What I’ve noticed recently are sober people on a slew of psych meds who use their meds as they did their drugs. Feeling out of control? Double up on your Neurontin. Depressed and want to check out? Take your sleep med at 7:30. It’s that same old thinking that this outside thing (this drug, this pill, this guy, this job, this handbag) will fix whatever is going on the inside. And it might, for a little while...

Although I think it is important to treat the mental illness of any dual diagnosis patient (as it is doubly hard to stay sober if you’re trying medicate a mood disorder), it is equally important not to treat every addict as “mentally ill.” I remember countless times people in AA saying, “You’re not crazy. You’re just an addict.” I would scoff but now I wonder if they were right. There are plenty of rehabs that put addicts on some ridiculous regime of heavy meds and then they are shipped off to some sober living that must titrate them off.

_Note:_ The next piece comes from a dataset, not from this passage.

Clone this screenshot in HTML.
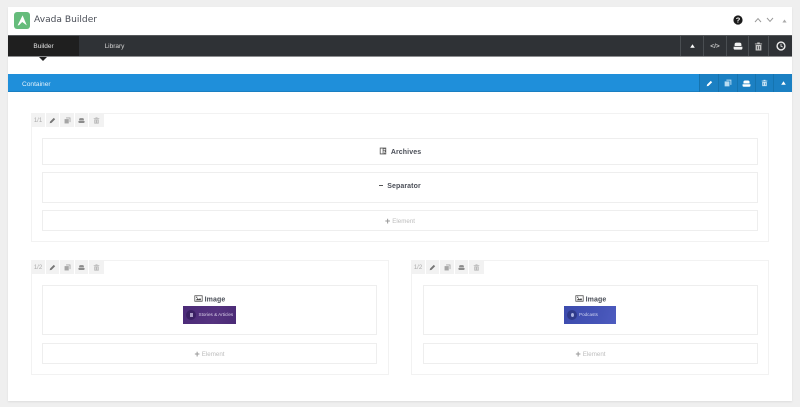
<!DOCTYPE html>
<html><head><meta charset="utf-8"><title>Avada Builder</title>
<style>
html{background:#efefef}
html,body{margin:0;padding:0;width:800px;height:407px;overflow:hidden;font-family:"Liberation Sans",sans-serif}
body{background:#efefef;filter:blur(.3px)}
.a{position:absolute;box-sizing:border-box}
#panel{left:8px;top:7px;width:784px;height:394px;background:#fff;box-shadow:0 1px 2px rgba(0,0,0,.08)}
.t{position:absolute;white-space:nowrap}
.box{position:absolute;box-sizing:border-box;border:1px solid #f2f2f2;background:#fff}
.el{position:absolute;box-sizing:border-box;border:1px solid #eee;background:#fff}
.tb{position:absolute;height:14px;background:#f2f2f2;display:flex}
.tb div{width:14.4px;height:14px;border-right:1px solid #fff;box-sizing:border-box;display:flex;align-items:center;justify-content:center;font-size:6px;color:#aaa}
.tb div:first-child{width:15px;padding-top:2px}
.tb svg{width:7px;height:7px}
.lbl{position:absolute;left:0;right:0;text-align:center;font-weight:bold;font-size:7px;color:#4a4e57;letter-spacing:.1px}
.add{position:absolute;left:0;right:0;text-align:center;font-size:6.2px;color:#bdbdbd}
.add b{color:#999;font-size:9px;font-weight:bold;vertical-align:-1px;margin-right:2px}
.cell{position:absolute;top:0;height:22px;border-left:1px solid #4a4e52;box-sizing:border-box;display:flex;align-items:center;justify-content:center}
.bc{position:absolute;top:0;height:18px;border-left:1px solid #1574b0;box-sizing:border-box;background:#1b80c3;display:flex;align-items:center;justify-content:center}
</style></head><body>
<svg width="0" height="0" style="position:absolute"><defs>
<symbol id="pen" viewBox="0 0 10 10"><path d="M1 9l.6-2.6L6.8 1.2l2 2L3.6 8.4z" fill="currentColor"/></symbol>
<symbol id="copy" viewBox="0 0 10 10"><path d="M3 0.8h6.2v6.6H8V2H3z" fill="currentColor"/><path d="M0.8 3h6v6.2h-6z" fill="currentColor"/></symbol>
<symbol id="save" viewBox="0 0 10 10"><path d="M1.6 5V3.4Q1.6 1.6 3.4 1.6h3.2Q8.4 1.6 8.4 3.4V5z" fill="currentColor"/><path d="M.6 5.8h8.8v1.4Q9.4 8.6 8 8.6H2Q.6 8.6.6 7.2z" fill="currentColor"/></symbol>
<symbol id="trash" viewBox="0 0 10 10"><path d="M3.6.6h2.8v1H9v1H1v-1h2.6z" fill="currentColor"/><path d="M1.8 3.4h6.4v6H1.8zM3.3 4.6v3.6h.8V4.6zM5.9 4.6v3.6h.8V4.6z" fill="currentColor" fill-rule="evenodd"/></symbol>
<symbol id="img" viewBox="0 0 10 10"><path d="M.5 1.5h9v7h-9zM1.3 2.3v5.4h7.4V2.3z" fill="currentColor" fill-rule="evenodd"/><path d="M2 7l2-2.4 1.4 1.4 1.4-1.6L8 7z" fill="currentColor"/><circle cx="3" cy="3.6" r=".7" fill="currentColor"/></symbol>
</defs></svg>

<div id="panel" class="a"></div>

<!-- header -->
<div class="a" style="left:14px;top:12px;width:16px;height:17px;border-radius:3px;background:#65bc7b"></div>
<svg class="a" style="left:14px;top:12px" width="16" height="17" viewBox="0 0 16 17"><path d="M8.6 3.4L12.8 13.4 8.2 10 5 13.2 3.6 13.4z" fill="#fff"/></svg>
<div class="t" style="left:34px;top:14px;font-family:'DejaVu Sans',sans-serif;font-size:9.1px;line-height:13px;color:#4a4e57">Avada Builder</div>
<svg class="a" style="left:733px;top:15px" width="10" height="10" viewBox="0 0 10 10"><circle cx="5" cy="5" r="4.6" fill="#1a1a1a"/><text x="5" y="7.6" font-size="7.5" font-weight="bold" text-anchor="middle" fill="#fff" font-family="Liberation Sans">?</text></svg>
<svg class="a" style="left:754px;top:17px" width="8" height="6" viewBox="0 0 8 6"><path d="M1 5l3-3.4L7 5" fill="none" stroke="#999" stroke-width="1"/></svg>
<svg class="a" style="left:766px;top:17px" width="8" height="6" viewBox="0 0 8 6"><path d="M1 1l3 3.4L7 1" fill="none" stroke="#999" stroke-width="1"/></svg>
<svg class="a" style="left:782px;top:19px" width="5" height="4" viewBox="0 0 5 4"><path d="M2.5 .5L4.6 3.5H.4z" fill="#aaa"/></svg>

<!-- dark bar -->
<div class="a" style="left:8px;top:35px;width:784px;height:22px;background:#2f3236;border-top:1px solid #55585b;border-bottom:1px solid #8d8e90"></div>
<div class="a" style="left:8px;top:36px;width:71px;height:20px;background:#1f1f1f"></div>
<div class="a" style="left:39px;top:57px;width:0;height:0;border-left:4.5px solid transparent;border-right:4.5px solid transparent;border-top:4px solid #1f1f1f"></div>
<div class="t" style="left:8px;width:71px;text-align:center;top:42px;font-size:6.5px;line-height:9px;color:#e6e6e6">Builder</div>
<div class="t" style="left:79px;width:71px;text-align:center;top:42px;font-size:6.5px;line-height:9px;color:#d4d4d4">Library</div>
<div class="a" style="left:0;top:36px;width:792px;height:20px">
<div class="cell" style="left:680px;width:23px;height:20px"><svg width="5" height="4" viewBox="0 0 5 4"><path d="M2.5 .3L4.8 3.7H.2z" fill="#fff"/></svg></div>
<div class="cell" style="left:703px;width:23px;height:20px;color:#ccc;font-size:6.5px;font-weight:bold">&lt;/&gt;</div>
<div class="cell" style="left:726px;width:22px;height:20px;color:#f2f2f2"><svg width="10" height="10"><use href="#save"/></svg></div>
<div class="cell" style="left:748px;width:20px;height:20px;color:#c8c8c8"><svg width="9" height="9"><use href="#trash"/></svg></div>
<div class="cell" style="left:768px;width:24px;height:20px"><svg width="10" height="10" viewBox="0 0 10 10"><circle cx="5" cy="5" r="3.9" fill="none" stroke="#eee" stroke-width="1.4"/><path d="M5 2.8V5.3L6.8 6" fill="none" stroke="#ddd" stroke-width=".9"/></svg></div>
</div>

<!-- blue bar -->
<div class="a" style="left:8px;top:74px;width:784px;height:18px;background:#1f8fda;border-bottom:1px solid #1a7fc2"></div>
<div class="t" style="left:22px;top:79.5px;font-size:6.6px;line-height:9px;color:#e4f2fb">Container</div>
<div class="a" style="left:0;top:74px;width:792px;height:18px">
<div class="bc" style="left:699px;width:19px;color:#fff"><svg width="7" height="7"><use href="#pen"/></svg></div>
<div class="bc" style="left:718px;width:19px;color:#b9dcf2"><svg width="8" height="8"><use href="#copy"/></svg></div>
<div class="bc" style="left:737px;width:18px;color:#fff"><svg width="9" height="9"><use href="#save"/></svg></div>
<div class="bc" style="left:755px;width:18px;color:#cfe6f5"><svg width="7" height="8"><use href="#trash"/></svg></div>
<div class="bc" style="left:773px;width:19px"><svg width="5" height="4" viewBox="0 0 5 4"><path d="M2.5 .3L4.8 3.7H.2z" fill="#fff"/></svg></div>
</div>

<!-- row 1 -->
<div class="box" style="left:31px;top:113px;width:738px;height:129px"></div>
<div class="tb" style="left:31px;top:113px;color:#777"><div>1/1</div><div style="color:#777"><svg><use href="#pen"/></svg></div><div style="color:#a5a5a5"><svg><use href="#copy"/></svg></div><div style="color:#8c8c8c"><svg><use href="#save"/></svg></div><div style="color:#b8b8b8;border-right:0"><svg><use href="#trash"/></svg></div></div>

<div class="el" style="left:42px;top:138px;width:716px;height:27px"></div>
<div class="lbl" style="left:42px;width:716px;right:auto;top:147px;line-height:9px;color:#4a4e57"><svg width="8" height="8" viewBox="0 0 10 10" style="vertical-align:-1px;margin-right:4px;color:#555"><path d="M1 .8h8v8.4H1zM2 1.8v6.4h2.6V1.8zM5.6 2.4v1.2h2.4V2.4zM5.6 4.6v3.6h.9V6.4L8 8.2V6.6L6.8 5.4 8 4.6z" fill="currentColor" fill-rule="evenodd"/></svg>Archives</div>

<div class="el" style="left:42px;top:172px;width:716px;height:31px"></div>
<div class="lbl" style="left:42px;width:716px;right:auto;top:182px;line-height:9px"><span style="display:inline-block;width:4px;height:1px;background:#555;vertical-align:2px;margin-right:4px"></span>Separator</div>

<div class="el" style="left:42px;top:210px;width:716px;height:21px"></div>
<div class="add" style="left:42px;width:716px;right:auto;top:217px;line-height:9px"><b>+</b>Element</div>

<!-- row 2 left -->
<div class="box" style="left:31px;top:260px;width:358px;height:115px"></div>
<div class="tb" style="left:31px;top:260px"><div>1/2</div><div style="color:#777"><svg><use href="#pen"/></svg></div><div style="color:#a5a5a5"><svg><use href="#copy"/></svg></div><div style="color:#8c8c8c"><svg><use href="#save"/></svg></div><div style="color:#b8b8b8;border-right:0"><svg><use href="#trash"/></svg></div></div>
<div class="el" style="left:42px;top:285px;width:335px;height:50px"></div>
<div class="lbl" style="left:42px;width:335px;right:auto;top:294px;line-height:10px"><svg width="9" height="9" style="vertical-align:-1.5px;margin-right:2px;color:#444"><use href="#img"/></svg>Image</div>
<div class="a" style="left:183px;top:306px;width:53px;height:18px;background:linear-gradient(110deg,#4b2a78,#55337f 60%,#4a2a76);overflow:hidden"></div>
<div class="a" style="left:186px;top:310px;width:10px;height:10px;border-radius:50%;background:#3a2063"></div>
<div class="a" style="left:189.5px;top:313px;width:3px;height:4px;background:#a99bc4"></div>
<div class="t" style="left:198.5px;top:312px;font-size:4.6px;line-height:6px;color:#d9cfe8">Stories &amp; Articles</div>
<div class="el" style="left:42px;top:343px;width:335px;height:21px"></div>
<div class="add" style="left:42px;width:335px;right:auto;top:350px;line-height:9px"><b>+</b>Element</div>

<!-- row 2 right -->
<div class="box" style="left:411px;top:260px;width:358px;height:115px"></div>
<div class="tb" style="left:411px;top:260px"><div>1/2</div><div style="color:#777"><svg><use href="#pen"/></svg></div><div style="color:#a5a5a5"><svg><use href="#copy"/></svg></div><div style="color:#8c8c8c"><svg><use href="#save"/></svg></div><div style="color:#b8b8b8;border-right:0"><svg><use href="#trash"/></svg></div></div>
<div class="el" style="left:423px;top:285px;width:335px;height:50px"></div>
<div class="lbl" style="left:423px;width:335px;right:auto;top:294px;line-height:10px"><svg width="9" height="9" style="vertical-align:-1.5px;margin-right:2px;color:#444"><use href="#img"/></svg>Image</div>
<div class="a" style="left:564px;top:306px;width:52px;height:18px;background:linear-gradient(110deg,#3c4bad,#4655b8 70%,#4e5cc0);overflow:hidden"></div>
<div class="a" style="left:567px;top:310px;width:10px;height:10px;border-radius:50%;background:#2f3a8a"></div>
<div class="a" style="left:570.5px;top:313px;width:3px;height:4px;border-radius:50%;background:#aab2e0"></div>
<div class="t" style="left:579px;top:312px;font-size:4.6px;line-height:6px;color:#cfd4f0">Podcasts</div>
<div class="el" style="left:423px;top:343px;width:335px;height:21px"></div>
<div class="add" style="left:423px;width:335px;right:auto;top:350px;line-height:9px"><b>+</b>Element</div>
</body></html>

If you’re newly sober, of course, you’re a mess. You burned your life to the fucking ground as an addict. You alienated everybody you love. You blew lots of opportunities. It’s normal to be depressed when you awake to the mess you’ve created and see all the needed reconstruction looming ahead. Some of the mood swings and depression will abate in time as you completely detox and your brain chemicals normalize. It may not be as soon as you want, but it will happen.

But of course, if your brain chemicals have always been off, prior to your addiction, by all means, address that. I had my first bout with clinical depression at 15, my first nervous breakdown at 19, and didn’t pick up drugs till 24, so I get it. And there may be some permanent damage from your drug use. People who have abused meth often need anti-psychotics or (anti-convulsants, like yours truly) for a brief time or interminably. I only did meth for a year and a half, but for a delicate Jew like myself, that was a year and a half too long. And now I have “hyperactive lesions” on my frontal lobe that have remained stubbornly in place since an MRI detected them 10 years ago.

Despite my attempt to be natural and medication-free, after seven months of being off my anti-convulsant, I had a stress-induced grand mal seizure and was forced to partially return to my medication regime. No, I’m not hunting down homeopathic remedies for epilepsy. I am not anti-medication. I just think that as addicts we can get carried away—myself included. I was the first one at the “med shack” in rehab. And the last one to get onboard the valium titration. But when I hear fellow sober people refer to their medication as “their drugs,” I begin to wonder if we haven’t transferred some of the problem from the bottle to the beta–blocker.

Just a friendly warning from somebody who has a VIP parking place at the local pharmacy.